_Required task_. Your copy of the material below should match it exactly, except that it holds no pictures.

_Source excerpt_.
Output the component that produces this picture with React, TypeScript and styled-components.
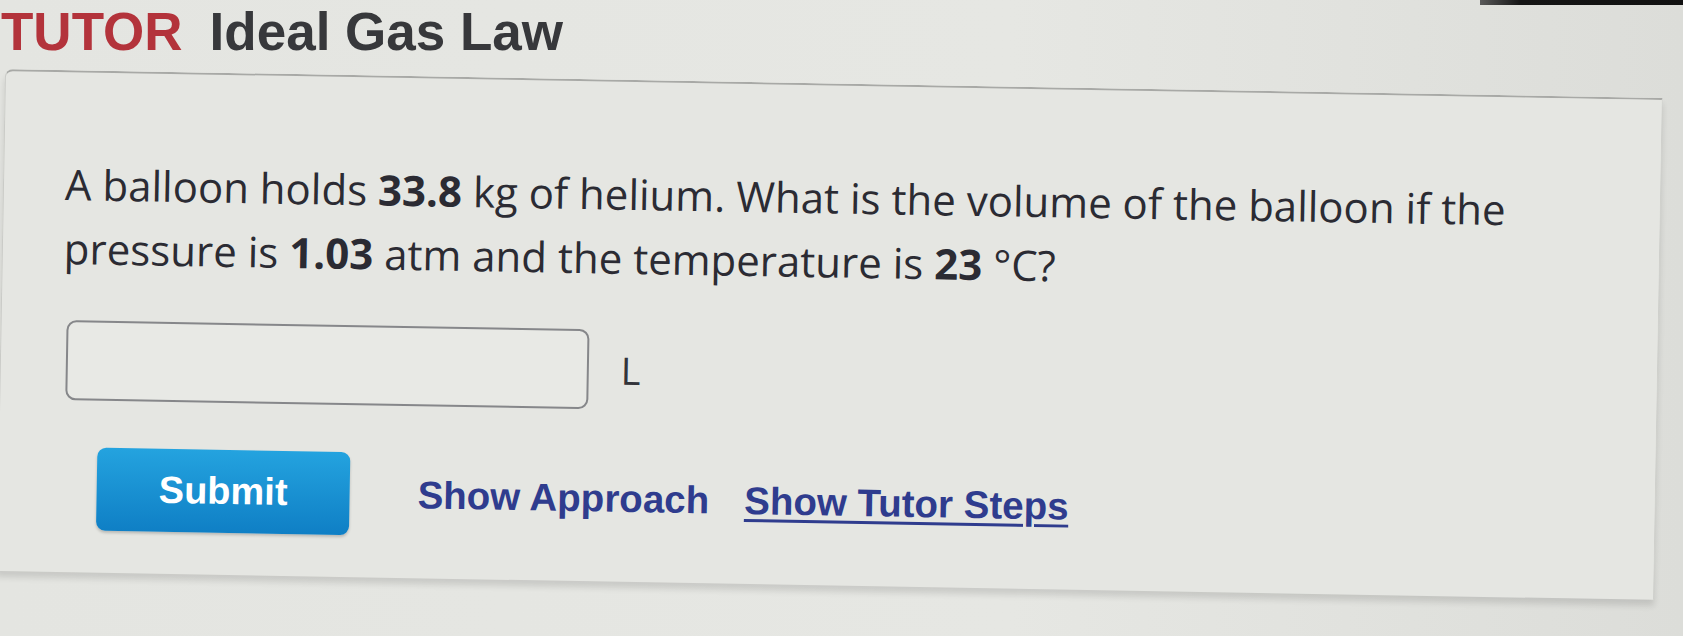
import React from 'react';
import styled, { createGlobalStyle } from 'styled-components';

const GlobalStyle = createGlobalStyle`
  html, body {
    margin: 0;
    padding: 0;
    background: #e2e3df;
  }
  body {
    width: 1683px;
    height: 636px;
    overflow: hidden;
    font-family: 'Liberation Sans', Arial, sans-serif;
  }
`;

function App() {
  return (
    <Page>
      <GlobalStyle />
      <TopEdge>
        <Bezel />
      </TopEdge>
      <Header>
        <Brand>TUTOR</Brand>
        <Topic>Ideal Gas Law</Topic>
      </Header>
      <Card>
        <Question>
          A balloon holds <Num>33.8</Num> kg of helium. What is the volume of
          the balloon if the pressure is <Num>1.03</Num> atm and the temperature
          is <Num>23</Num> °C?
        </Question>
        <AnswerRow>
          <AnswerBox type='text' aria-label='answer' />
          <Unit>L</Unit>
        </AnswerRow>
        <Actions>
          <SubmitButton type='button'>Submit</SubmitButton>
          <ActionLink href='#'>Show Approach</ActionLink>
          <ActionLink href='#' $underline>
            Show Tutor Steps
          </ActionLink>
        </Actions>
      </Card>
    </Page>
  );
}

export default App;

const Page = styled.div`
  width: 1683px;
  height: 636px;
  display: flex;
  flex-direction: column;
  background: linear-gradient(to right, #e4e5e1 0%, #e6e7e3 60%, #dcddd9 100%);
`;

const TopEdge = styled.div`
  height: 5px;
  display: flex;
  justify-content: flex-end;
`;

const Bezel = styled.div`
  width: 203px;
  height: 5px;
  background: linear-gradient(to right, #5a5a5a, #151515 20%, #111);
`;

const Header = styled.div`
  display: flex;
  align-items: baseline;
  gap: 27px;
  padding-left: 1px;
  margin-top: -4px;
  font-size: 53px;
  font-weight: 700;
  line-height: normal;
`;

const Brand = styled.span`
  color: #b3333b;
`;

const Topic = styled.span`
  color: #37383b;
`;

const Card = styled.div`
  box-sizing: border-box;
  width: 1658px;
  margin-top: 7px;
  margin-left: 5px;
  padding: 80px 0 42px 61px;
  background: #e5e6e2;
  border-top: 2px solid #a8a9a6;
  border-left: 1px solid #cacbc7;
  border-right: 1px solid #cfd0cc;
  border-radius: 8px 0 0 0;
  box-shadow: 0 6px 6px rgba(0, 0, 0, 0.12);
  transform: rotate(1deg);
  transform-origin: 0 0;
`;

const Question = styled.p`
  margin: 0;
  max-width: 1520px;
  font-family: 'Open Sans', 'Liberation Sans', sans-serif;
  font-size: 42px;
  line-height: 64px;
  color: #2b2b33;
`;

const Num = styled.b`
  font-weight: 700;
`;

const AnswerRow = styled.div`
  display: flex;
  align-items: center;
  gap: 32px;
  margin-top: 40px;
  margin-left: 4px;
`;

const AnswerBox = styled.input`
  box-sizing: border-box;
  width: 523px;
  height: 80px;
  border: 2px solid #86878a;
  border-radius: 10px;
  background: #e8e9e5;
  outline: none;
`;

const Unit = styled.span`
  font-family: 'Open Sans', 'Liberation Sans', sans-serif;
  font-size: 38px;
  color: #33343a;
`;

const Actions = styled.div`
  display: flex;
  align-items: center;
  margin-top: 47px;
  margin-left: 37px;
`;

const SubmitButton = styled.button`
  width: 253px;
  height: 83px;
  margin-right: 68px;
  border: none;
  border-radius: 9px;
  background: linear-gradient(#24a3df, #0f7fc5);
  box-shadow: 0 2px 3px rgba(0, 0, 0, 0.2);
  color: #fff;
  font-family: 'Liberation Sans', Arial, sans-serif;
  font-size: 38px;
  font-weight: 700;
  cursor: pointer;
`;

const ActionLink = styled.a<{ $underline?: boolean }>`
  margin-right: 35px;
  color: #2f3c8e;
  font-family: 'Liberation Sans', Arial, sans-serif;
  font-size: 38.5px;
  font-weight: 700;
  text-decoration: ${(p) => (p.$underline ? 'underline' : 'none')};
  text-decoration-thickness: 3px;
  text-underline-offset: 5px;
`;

_Answer below_.
Output the component that produces this picture with React, TypeScript and styled-components.
import React from 'react';
import styled, { createGlobalStyle } from 'styled-components';

const GlobalStyle = createGlobalStyle`
  html, body {
    margin: 0;
    padding: 0;
    background: #e2e3df;
  }
  body {
    width: 1683px;
    height: 636px;
    overflow: hidden;
    font-family: 'Liberation Sans', Arial, sans-serif;
  }
`;

function App() {
  return (
    <Page>
      <GlobalStyle />
      <TopEdge>
        <Bezel />
      </TopEdge>
      <Header>
        <Brand>TUTOR</Brand>
        <Topic>Ideal Gas Law</Topic>
      </Header>
      <Card>
        <Question>
          A balloon holds <Num>33.8</Num> kg of helium. What is the volume of
          the balloon if the pressure is <Num>1.03</Num> atm and the temperature
          is <Num>23</Num> °C?
        </Question>
        <AnswerRow>
          <AnswerBox type='text' aria-label='answer' />
          <Unit>L</Unit>
        </AnswerRow>
        <Actions>
          <SubmitButton type='button'>Submit</SubmitButton>
          <ActionLink href='#'>Show Approach</ActionLink>
          <ActionLink href='#' $underline>
            Show Tutor Steps
          </ActionLink>
        </Actions>
      </Card>
    </Page>
  );
}

export default App;

const Page = styled.div`
  width: 1683px;
  height: 636px;
  display: flex;
  flex-direction: column;
  background: linear-gradient(to right, #e4e5e1 0%, #e6e7e3 60%, #dcddd9 100%);
`;

const TopEdge = styled.div`
  height: 5px;
  display: flex;
  justify-content: flex-end;
`;

const Bezel = styled.div`
  width: 203px;
  height: 5px;
  background: linear-gradient(to right, #5a5a5a, #151515 20%, #111);
`;

const Header = styled.div`
  display: flex;
  align-items: baseline;
  gap: 27px;
  padding-left: 1px;
  margin-top: -4px;
  font-size: 53px;
  font-weight: 700;
  line-height: normal;
`;

const Brand = styled.span`
  color: #b3333b;
`;

const Topic = styled.span`
  color: #37383b;
`;

const Card = styled.div`
  box-sizing: border-box;
  width: 1658px;
  margin-top: 7px;
  margin-left: 5px;
  padding: 80px 0 42px 61px;
  background: #e5e6e2;
  border-top: 2px solid #a8a9a6;
  border-left: 1px solid #cacbc7;
  border-right: 1px solid #cfd0cc;
  border-radius: 8px 0 0 0;
  box-shadow: 0 6px 6px rgba(0, 0, 0, 0.12);
  transform: rotate(1deg);
  transform-origin: 0 0;
`;

const Question = styled.p`
  margin: 0;
  max-width: 1520px;
  font-family: 'Open Sans', 'Liberation Sans', sans-serif;
  font-size: 42px;
  line-height: 64px;
  color: #2b2b33;
`;

const Num = styled.b`
  font-weight: 700;
`;

const AnswerRow = styled.div`
  display: flex;
  align-items: center;
  gap: 32px;
  margin-top: 40px;
  margin-left: 4px;
`;

const AnswerBox = styled.input`
  box-sizing: border-box;
  width: 523px;
  height: 80px;
  border: 2px solid #86878a;
  border-radius: 10px;
  background: #e8e9e5;
  outline: none;
`;

const Unit = styled.span`
  font-family: 'Open Sans', 'Liberation Sans', sans-serif;
  font-size: 38px;
  color: #33343a;
`;

const Actions = styled.div`
  display: flex;
  align-items: center;
  margin-top: 47px;
  margin-left: 37px;
`;

const SubmitButton = styled.button`
  width: 253px;
  height: 83px;
  margin-right: 68px;
  border: none;
  border-radius: 9px;
  background: linear-gradient(#24a3df, #0f7fc5);
  box-shadow: 0 2px 3px rgba(0, 0, 0, 0.2);
  color: #fff;
  font-family: 'Liberation Sans', Arial, sans-serif;
  font-size: 38px;
  font-weight: 700;
  cursor: pointer;
`;

const ActionLink = styled.a<{ $underline?: boolean }>`
  margin-right: 35px;
  color: #2f3c8e;
  font-family: 'Liberation Sans', Arial, sans-serif;
  font-size: 38.5px;
  font-weight: 700;
  text-decoration: ${(p) => (p.$underline ? 'underline' : 'none')};
  text-decoration-thickness: 3px;
  text-underline-offset: 5px;
`;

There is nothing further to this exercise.